Records =>
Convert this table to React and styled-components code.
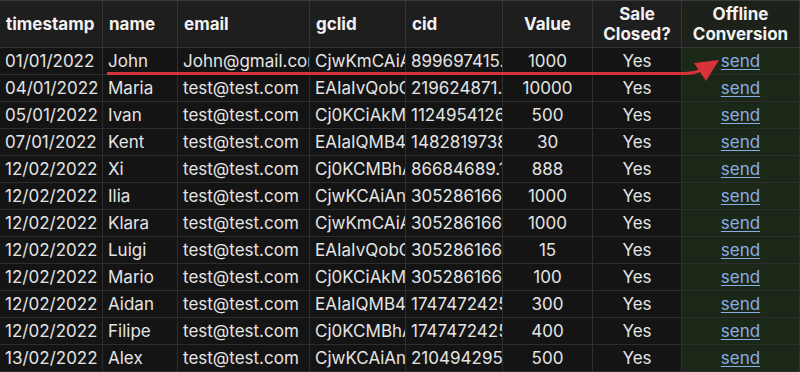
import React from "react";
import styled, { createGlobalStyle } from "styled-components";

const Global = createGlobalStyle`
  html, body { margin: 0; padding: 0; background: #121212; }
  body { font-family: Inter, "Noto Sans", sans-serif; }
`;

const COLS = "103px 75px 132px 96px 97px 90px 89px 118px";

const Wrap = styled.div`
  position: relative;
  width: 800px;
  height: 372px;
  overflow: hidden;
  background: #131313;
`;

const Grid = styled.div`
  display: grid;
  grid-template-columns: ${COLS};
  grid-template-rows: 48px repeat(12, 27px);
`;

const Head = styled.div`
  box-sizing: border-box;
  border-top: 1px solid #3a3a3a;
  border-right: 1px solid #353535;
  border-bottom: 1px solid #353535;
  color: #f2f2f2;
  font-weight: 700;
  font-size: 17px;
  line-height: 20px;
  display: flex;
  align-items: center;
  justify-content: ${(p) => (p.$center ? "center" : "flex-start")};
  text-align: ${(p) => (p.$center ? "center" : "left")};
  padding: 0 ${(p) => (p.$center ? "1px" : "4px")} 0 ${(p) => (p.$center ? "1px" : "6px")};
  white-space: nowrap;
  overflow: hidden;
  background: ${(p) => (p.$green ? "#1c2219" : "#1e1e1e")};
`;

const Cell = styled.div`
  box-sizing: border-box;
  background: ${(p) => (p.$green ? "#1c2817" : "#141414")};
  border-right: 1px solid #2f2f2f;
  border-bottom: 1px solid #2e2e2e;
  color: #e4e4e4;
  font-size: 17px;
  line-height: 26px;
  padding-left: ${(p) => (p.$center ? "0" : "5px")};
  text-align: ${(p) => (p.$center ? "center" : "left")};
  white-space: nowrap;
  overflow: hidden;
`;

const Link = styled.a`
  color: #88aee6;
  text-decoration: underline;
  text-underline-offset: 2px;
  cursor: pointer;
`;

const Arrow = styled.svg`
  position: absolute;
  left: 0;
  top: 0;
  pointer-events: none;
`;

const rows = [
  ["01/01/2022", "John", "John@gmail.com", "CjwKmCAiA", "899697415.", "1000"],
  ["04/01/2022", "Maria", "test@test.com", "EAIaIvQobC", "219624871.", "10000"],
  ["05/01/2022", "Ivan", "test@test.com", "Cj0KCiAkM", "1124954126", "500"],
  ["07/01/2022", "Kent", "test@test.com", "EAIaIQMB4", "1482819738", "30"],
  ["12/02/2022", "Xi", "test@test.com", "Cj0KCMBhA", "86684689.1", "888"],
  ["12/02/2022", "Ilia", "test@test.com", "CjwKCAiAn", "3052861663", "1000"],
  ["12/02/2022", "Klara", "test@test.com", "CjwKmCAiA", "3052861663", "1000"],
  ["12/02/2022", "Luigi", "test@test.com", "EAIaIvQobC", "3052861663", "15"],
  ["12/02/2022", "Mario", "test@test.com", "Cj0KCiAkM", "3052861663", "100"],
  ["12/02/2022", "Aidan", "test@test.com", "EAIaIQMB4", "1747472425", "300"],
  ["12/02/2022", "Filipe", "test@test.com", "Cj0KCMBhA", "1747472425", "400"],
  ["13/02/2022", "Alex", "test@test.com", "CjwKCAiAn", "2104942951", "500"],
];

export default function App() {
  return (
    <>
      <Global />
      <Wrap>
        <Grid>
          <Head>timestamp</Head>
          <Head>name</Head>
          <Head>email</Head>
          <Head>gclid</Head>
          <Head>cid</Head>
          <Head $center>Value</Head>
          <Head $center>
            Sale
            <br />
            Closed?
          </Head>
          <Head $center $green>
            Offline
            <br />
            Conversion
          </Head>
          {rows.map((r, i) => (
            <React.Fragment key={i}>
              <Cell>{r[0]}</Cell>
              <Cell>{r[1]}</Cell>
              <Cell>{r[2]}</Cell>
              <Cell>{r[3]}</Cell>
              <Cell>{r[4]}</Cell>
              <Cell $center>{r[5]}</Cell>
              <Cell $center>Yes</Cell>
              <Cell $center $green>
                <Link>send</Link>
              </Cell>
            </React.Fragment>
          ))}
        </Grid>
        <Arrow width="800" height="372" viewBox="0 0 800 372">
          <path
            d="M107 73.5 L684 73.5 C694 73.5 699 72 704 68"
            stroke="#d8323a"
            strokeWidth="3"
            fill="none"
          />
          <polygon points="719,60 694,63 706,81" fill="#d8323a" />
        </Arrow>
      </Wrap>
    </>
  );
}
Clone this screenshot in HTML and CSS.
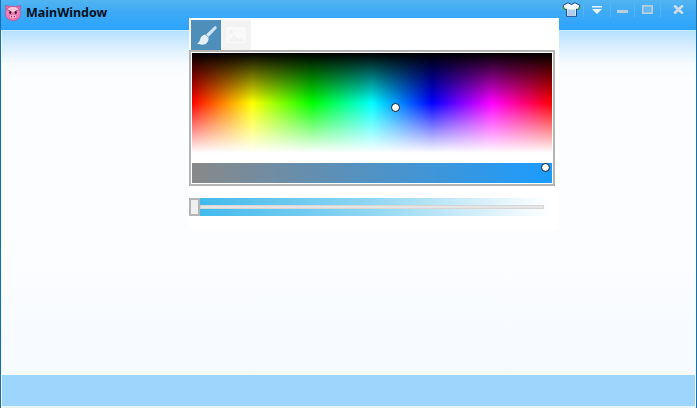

...

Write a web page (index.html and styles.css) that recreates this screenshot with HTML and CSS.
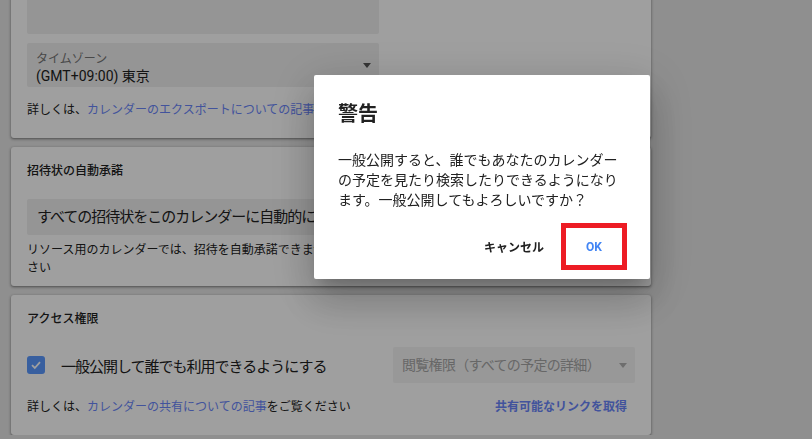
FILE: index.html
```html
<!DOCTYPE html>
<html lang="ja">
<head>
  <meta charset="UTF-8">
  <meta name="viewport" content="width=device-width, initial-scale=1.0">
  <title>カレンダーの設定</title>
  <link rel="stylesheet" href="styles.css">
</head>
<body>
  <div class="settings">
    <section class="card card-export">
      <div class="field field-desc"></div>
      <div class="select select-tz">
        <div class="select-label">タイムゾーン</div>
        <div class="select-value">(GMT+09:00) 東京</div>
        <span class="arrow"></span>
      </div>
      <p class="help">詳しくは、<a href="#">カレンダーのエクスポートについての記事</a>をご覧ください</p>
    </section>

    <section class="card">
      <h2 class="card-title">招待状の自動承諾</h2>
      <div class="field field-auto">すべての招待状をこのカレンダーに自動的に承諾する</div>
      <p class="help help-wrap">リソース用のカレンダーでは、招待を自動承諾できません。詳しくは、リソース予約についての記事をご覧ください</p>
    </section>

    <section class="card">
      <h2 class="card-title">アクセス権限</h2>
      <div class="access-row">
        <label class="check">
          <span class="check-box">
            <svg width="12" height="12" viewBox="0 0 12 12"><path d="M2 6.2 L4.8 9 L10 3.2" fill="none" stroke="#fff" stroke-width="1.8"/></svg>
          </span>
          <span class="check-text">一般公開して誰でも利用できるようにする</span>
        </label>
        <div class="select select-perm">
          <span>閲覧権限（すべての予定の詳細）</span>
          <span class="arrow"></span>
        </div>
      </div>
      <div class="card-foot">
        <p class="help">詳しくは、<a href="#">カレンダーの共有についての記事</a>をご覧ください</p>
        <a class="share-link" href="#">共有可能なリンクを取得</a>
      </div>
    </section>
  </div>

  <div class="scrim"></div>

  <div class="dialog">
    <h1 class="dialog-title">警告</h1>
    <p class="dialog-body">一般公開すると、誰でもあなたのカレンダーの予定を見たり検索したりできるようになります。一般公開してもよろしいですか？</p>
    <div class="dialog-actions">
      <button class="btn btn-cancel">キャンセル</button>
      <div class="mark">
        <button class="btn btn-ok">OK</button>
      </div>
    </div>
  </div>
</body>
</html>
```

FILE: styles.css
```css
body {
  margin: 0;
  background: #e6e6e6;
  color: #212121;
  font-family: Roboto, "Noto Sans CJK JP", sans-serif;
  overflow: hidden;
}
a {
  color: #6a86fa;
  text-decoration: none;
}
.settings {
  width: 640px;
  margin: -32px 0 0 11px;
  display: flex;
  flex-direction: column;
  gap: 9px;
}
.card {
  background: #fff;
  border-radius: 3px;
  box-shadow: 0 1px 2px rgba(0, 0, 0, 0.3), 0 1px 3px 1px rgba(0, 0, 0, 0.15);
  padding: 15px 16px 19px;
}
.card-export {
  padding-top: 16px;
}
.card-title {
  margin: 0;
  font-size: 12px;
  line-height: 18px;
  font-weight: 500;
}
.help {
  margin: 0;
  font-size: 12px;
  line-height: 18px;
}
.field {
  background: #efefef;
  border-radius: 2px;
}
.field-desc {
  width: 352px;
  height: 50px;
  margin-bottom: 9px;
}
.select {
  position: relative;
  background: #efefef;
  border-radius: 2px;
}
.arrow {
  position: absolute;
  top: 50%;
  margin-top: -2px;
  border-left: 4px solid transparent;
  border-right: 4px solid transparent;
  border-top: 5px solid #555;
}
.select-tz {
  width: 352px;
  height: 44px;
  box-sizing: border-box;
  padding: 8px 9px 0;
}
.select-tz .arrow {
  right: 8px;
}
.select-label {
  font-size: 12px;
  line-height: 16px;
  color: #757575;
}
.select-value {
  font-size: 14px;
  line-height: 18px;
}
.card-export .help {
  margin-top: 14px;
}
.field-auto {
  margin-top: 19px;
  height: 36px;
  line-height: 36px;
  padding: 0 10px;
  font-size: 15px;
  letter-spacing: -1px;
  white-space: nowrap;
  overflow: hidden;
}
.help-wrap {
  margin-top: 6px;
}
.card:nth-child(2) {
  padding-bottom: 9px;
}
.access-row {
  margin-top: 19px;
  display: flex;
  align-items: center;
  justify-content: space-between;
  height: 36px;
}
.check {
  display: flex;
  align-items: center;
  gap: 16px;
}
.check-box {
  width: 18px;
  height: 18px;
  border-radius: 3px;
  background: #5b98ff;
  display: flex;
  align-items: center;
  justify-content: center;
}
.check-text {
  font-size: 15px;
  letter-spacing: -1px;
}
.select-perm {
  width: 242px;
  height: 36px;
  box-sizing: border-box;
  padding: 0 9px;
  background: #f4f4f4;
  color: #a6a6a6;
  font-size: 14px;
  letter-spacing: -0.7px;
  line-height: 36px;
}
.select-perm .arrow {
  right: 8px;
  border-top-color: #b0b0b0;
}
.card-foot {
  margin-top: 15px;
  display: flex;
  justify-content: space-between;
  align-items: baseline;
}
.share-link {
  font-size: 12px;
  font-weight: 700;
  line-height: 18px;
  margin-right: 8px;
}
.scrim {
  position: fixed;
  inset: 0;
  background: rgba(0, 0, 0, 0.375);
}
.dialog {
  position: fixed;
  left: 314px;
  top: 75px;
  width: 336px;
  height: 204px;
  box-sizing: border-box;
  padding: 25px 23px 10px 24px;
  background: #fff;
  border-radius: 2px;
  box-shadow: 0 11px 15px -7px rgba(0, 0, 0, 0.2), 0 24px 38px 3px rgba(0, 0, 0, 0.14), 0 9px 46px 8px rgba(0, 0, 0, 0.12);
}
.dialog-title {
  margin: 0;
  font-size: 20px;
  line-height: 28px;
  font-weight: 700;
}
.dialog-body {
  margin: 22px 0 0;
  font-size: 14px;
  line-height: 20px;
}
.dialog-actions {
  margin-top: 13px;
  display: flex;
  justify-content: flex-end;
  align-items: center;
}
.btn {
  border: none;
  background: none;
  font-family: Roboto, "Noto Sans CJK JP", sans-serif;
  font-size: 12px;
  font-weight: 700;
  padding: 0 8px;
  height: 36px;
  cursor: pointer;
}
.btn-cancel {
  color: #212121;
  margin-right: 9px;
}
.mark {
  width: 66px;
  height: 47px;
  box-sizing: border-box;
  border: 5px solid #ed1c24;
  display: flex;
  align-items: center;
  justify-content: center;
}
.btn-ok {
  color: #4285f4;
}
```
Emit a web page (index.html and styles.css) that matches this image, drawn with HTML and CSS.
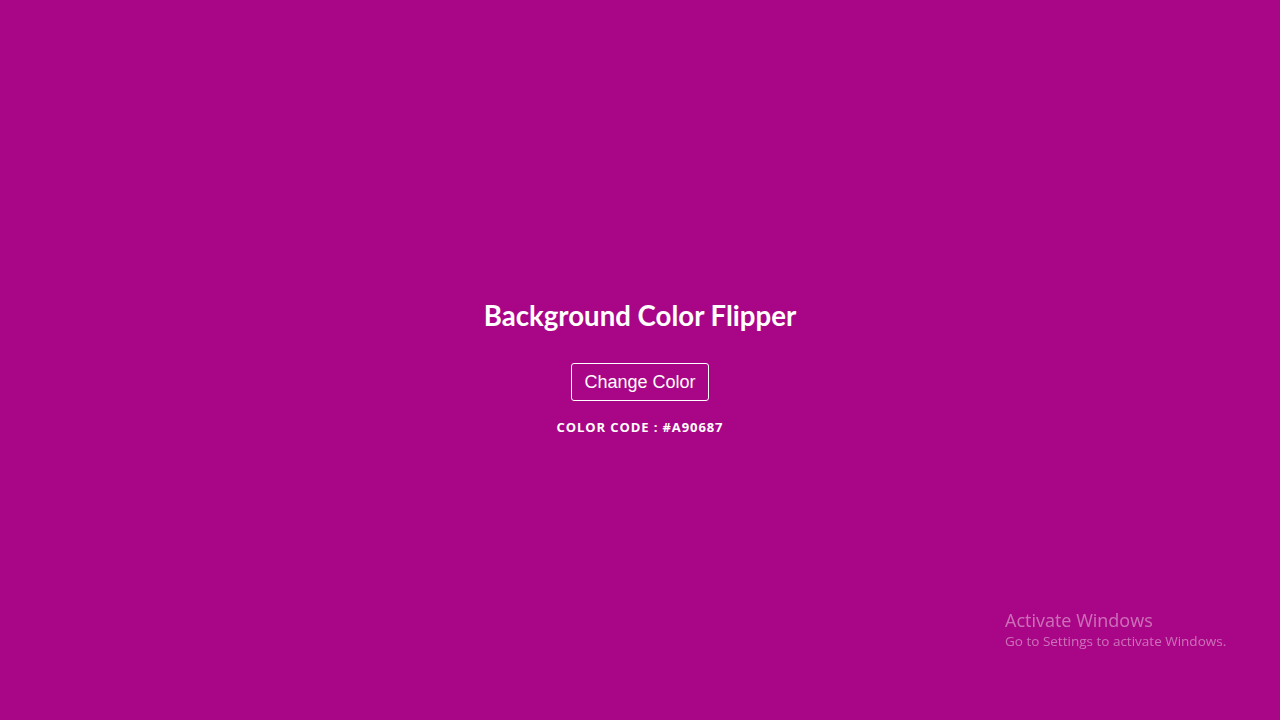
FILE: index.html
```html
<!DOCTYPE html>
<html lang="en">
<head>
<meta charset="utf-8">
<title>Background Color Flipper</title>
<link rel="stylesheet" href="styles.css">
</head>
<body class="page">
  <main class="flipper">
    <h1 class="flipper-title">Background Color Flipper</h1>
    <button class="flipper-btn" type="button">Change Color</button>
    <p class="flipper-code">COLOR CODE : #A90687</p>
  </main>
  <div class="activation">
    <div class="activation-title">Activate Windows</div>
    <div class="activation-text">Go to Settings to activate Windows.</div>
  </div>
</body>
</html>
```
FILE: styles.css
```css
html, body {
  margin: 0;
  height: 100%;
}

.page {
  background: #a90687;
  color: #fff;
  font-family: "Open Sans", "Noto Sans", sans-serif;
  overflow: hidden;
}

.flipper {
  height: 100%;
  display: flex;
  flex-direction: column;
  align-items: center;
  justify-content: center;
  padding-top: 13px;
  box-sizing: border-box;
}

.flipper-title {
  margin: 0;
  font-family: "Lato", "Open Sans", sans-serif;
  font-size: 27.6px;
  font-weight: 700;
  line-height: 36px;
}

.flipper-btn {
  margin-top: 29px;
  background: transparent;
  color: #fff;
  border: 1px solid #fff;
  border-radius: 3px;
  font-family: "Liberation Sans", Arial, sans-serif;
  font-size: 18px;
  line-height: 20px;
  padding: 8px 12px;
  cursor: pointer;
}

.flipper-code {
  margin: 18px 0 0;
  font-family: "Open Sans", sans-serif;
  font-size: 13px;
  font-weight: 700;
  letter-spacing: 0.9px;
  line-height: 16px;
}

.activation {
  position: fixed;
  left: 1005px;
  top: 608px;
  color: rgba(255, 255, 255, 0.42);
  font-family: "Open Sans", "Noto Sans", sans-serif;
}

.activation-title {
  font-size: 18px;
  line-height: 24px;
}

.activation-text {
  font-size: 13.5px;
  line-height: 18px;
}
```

--

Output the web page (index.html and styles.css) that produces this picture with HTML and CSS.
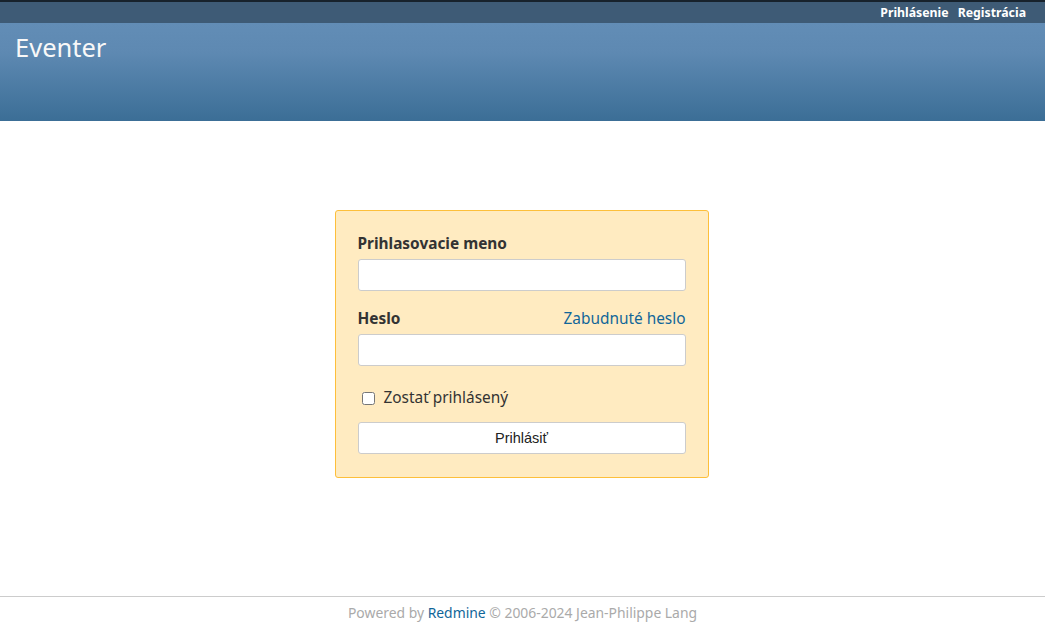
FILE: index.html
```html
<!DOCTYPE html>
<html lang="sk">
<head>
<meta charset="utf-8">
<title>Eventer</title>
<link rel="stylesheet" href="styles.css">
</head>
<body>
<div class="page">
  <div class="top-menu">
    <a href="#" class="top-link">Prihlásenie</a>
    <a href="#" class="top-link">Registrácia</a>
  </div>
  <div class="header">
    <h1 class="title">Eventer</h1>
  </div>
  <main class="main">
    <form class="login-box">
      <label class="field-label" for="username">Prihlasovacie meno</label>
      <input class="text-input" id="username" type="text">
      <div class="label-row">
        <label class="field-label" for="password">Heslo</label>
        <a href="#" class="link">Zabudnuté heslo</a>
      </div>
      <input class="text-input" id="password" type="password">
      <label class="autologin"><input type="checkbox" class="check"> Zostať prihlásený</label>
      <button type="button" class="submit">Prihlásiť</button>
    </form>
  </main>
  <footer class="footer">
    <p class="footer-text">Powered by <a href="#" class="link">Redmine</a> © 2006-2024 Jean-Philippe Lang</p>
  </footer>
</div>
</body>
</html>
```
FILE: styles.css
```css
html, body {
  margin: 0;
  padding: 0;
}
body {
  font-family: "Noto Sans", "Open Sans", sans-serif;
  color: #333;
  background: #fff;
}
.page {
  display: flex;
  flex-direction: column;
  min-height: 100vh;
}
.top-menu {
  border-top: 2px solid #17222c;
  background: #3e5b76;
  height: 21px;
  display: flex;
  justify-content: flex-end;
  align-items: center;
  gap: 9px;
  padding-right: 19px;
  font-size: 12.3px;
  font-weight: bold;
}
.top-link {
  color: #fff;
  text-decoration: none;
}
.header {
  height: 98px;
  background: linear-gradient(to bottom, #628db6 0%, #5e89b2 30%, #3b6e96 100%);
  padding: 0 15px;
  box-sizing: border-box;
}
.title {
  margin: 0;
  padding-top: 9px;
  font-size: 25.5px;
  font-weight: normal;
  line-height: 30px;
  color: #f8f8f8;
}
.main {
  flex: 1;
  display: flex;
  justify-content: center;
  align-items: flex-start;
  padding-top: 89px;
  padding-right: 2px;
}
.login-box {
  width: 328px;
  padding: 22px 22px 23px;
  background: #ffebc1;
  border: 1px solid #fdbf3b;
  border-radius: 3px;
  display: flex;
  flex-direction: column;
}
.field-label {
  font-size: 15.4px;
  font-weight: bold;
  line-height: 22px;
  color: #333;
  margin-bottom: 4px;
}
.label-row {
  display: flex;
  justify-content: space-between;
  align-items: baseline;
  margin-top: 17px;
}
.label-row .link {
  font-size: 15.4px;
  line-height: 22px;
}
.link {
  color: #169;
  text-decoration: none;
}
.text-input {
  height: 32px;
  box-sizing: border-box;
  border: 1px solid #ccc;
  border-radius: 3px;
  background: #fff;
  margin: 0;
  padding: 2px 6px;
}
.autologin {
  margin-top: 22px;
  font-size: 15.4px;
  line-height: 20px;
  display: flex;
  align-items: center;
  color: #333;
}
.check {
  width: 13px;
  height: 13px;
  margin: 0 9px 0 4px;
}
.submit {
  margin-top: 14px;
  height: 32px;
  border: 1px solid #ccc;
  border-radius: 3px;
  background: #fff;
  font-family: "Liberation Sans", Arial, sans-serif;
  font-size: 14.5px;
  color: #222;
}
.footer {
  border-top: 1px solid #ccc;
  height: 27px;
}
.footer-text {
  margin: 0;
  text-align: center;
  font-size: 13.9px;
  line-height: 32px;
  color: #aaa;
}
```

WHAT YOU ARE ASKED TO DO =>
Using the records above, list each line that includes "with".

FINAL RESULT =>
Write a web page (index.html and styles.css) that recreates this screenshot with HTML and CSS.
Emit a web page (index.html and styles.css) that matches this image, drawn with HTML and CSS.
Output the web page (index.html and styles.css) that produces this picture with HTML and CSS.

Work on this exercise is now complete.